** start **

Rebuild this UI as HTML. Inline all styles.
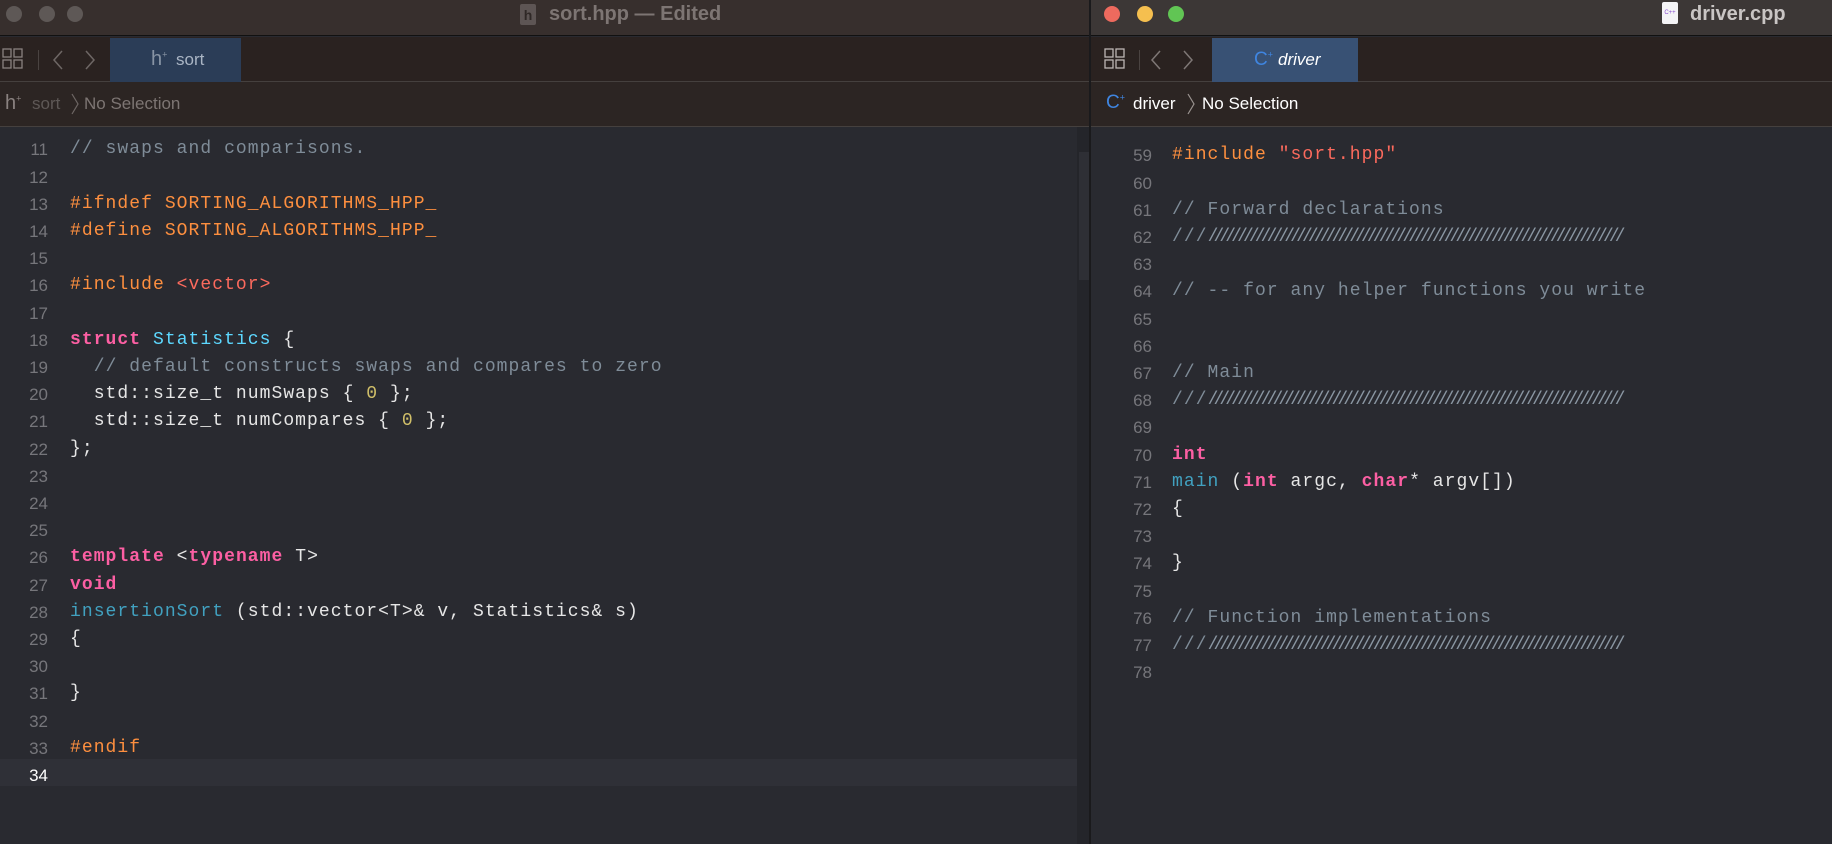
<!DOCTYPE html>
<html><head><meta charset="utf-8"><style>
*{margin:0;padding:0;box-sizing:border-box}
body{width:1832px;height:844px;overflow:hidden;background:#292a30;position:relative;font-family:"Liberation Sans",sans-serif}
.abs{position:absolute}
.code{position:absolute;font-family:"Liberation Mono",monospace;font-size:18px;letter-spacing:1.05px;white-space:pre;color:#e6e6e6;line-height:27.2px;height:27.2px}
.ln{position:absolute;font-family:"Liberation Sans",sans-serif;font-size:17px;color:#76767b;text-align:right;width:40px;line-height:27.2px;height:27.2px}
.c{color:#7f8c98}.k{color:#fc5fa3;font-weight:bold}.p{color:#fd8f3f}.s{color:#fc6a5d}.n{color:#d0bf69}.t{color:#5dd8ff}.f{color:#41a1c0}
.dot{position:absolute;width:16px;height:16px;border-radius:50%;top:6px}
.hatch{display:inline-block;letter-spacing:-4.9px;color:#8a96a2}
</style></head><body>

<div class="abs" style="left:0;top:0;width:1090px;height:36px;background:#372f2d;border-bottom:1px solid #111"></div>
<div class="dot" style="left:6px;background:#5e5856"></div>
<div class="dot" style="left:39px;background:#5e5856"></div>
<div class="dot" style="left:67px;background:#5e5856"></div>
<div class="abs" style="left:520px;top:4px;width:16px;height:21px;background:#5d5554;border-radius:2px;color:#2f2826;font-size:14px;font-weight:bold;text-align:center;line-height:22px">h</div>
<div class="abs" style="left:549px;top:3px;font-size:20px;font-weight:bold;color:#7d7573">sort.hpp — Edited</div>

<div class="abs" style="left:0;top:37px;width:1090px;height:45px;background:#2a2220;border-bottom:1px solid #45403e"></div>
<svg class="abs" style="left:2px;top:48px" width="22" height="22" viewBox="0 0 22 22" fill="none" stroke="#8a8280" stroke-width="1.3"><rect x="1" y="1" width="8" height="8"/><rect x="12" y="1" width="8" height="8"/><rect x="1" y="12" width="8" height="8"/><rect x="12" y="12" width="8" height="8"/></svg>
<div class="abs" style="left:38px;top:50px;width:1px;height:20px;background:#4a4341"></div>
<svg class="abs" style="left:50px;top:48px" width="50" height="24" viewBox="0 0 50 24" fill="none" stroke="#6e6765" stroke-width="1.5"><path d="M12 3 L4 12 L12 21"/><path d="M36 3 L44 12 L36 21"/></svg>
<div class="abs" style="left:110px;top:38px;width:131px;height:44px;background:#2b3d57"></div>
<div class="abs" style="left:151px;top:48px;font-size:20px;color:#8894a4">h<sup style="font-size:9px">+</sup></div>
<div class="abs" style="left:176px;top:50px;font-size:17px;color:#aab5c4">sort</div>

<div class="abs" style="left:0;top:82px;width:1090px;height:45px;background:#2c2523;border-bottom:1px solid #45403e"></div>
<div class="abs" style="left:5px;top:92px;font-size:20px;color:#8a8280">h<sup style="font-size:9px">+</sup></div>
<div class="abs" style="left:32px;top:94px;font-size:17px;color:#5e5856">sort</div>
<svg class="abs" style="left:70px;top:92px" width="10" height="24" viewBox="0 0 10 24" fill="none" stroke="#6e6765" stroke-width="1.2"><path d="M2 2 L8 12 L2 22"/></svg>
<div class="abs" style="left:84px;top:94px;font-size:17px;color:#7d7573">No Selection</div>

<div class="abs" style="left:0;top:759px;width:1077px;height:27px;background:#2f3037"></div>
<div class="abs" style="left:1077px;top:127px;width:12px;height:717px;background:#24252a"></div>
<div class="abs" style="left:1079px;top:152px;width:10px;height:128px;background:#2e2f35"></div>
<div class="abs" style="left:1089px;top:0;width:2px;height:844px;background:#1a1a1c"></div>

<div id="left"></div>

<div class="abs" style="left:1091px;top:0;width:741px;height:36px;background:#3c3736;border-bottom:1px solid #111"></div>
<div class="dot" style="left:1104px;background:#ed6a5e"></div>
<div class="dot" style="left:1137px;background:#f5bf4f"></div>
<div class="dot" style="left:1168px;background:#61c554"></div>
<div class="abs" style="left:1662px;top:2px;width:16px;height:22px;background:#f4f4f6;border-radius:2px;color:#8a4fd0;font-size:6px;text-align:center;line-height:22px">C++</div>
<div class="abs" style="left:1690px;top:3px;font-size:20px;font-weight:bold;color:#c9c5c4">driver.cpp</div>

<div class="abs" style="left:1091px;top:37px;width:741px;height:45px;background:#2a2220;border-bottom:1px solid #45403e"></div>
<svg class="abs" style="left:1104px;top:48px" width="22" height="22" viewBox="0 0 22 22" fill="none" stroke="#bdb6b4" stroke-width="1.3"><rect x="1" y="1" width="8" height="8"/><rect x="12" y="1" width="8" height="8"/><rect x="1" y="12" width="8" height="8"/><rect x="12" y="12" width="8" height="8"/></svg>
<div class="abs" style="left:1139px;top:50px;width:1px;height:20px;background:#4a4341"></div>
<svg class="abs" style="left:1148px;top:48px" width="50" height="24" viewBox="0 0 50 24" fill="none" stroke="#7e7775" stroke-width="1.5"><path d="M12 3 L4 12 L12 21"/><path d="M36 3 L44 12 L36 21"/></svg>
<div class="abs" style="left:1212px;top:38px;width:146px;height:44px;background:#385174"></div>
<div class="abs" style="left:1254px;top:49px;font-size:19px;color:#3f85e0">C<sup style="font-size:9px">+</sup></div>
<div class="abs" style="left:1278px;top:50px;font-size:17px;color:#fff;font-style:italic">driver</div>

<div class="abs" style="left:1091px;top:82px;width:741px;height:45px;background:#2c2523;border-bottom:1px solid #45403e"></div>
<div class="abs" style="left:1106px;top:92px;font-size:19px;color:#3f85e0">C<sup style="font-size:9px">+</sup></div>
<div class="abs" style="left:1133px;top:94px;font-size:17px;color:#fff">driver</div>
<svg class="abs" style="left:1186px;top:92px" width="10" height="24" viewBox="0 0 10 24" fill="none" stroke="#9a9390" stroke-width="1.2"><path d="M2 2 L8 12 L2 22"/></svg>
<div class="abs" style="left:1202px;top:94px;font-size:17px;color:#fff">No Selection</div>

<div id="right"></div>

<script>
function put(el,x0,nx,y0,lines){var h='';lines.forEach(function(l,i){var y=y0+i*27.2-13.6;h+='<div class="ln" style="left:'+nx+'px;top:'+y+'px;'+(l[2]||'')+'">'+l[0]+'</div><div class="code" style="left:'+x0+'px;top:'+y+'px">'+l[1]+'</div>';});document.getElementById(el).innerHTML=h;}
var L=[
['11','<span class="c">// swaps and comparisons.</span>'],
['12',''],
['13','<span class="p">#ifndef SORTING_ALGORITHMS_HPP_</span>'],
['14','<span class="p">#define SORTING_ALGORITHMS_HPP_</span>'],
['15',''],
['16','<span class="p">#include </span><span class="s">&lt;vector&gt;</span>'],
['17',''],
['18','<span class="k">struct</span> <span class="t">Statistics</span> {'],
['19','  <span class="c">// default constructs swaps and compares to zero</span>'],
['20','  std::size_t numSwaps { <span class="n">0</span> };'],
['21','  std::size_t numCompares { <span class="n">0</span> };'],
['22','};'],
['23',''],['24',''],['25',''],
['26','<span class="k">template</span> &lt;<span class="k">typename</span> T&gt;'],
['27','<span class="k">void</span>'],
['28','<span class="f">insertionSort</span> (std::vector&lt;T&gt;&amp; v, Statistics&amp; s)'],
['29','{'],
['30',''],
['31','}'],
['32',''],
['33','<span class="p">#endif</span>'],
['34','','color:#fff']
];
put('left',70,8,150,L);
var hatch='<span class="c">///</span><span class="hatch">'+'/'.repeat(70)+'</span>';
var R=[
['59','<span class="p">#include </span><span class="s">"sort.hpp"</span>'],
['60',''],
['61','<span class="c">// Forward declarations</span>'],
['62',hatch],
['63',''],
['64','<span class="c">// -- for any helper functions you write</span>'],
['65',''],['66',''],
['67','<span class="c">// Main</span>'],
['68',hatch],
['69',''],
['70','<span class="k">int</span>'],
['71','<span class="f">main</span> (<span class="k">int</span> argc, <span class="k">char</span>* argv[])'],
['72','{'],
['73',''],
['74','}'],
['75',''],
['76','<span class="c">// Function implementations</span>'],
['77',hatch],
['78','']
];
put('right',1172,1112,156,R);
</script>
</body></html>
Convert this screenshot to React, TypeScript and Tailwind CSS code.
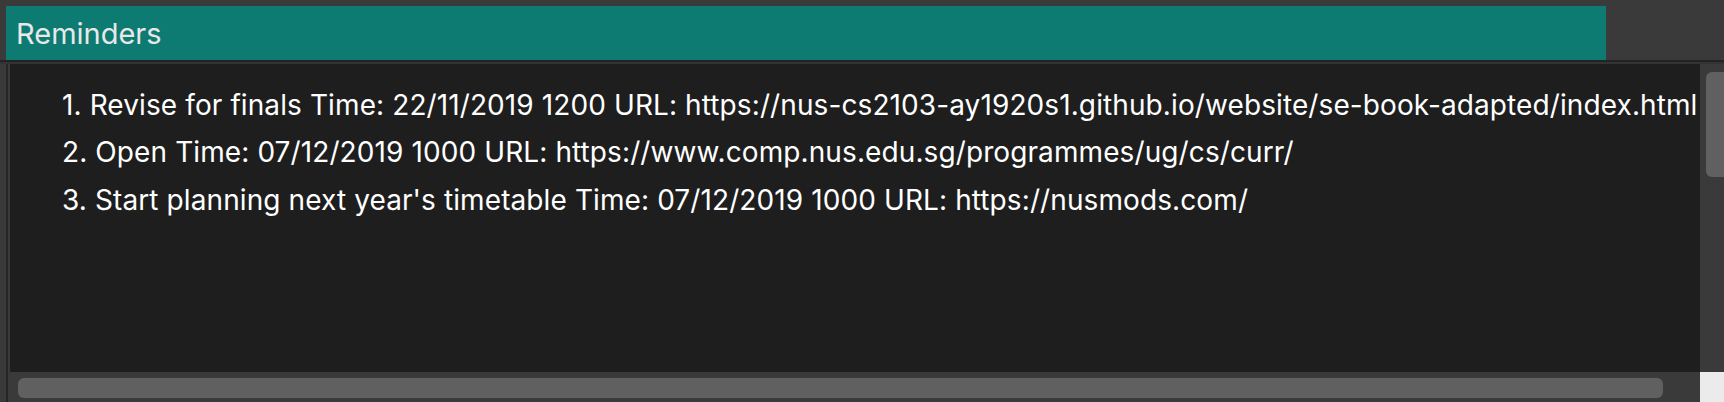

** end **

**Exercise:**
Reproduce, word for word, every line from the start of the records down to and including the line with "</style></head><body>"; skip the pictures.

**Expected answer:**
Rebuild this UI as HTML. Inline all styles.
<!DOCTYPE html>
<html><head><meta charset="utf-8"><style>
*{margin:0;padding:0;box-sizing:border-box}
body{width:1832px;height:844px;overflow:hidden;background:#292a30;position:relative;font-family:"Liberation Sans",sans-serif}
.abs{position:absolute}
.code{position:absolute;font-family:"Liberation Mono",monospace;font-size:18px;letter-spacing:1.05px;white-space:pre;color:#e6e6e6;line-height:27.2px;height:27.2px}
.ln{position:absolute;font-family:"Liberation Sans",sans-serif;font-size:17px;color:#76767b;text-align:right;width:40px;line-height:27.2px;height:27.2px}
.c{color:#7f8c98}.k{color:#fc5fa3;font-weight:bold}.p{color:#fd8f3f}.s{color:#fc6a5d}.n{color:#d0bf69}.t{color:#5dd8ff}.f{color:#41a1c0}
.dot{position:absolute;width:16px;height:16px;border-radius:50%;top:6px}
.hatch{display:inline-block;letter-spacing:-4.9px;color:#8a96a2}
</style></head><body>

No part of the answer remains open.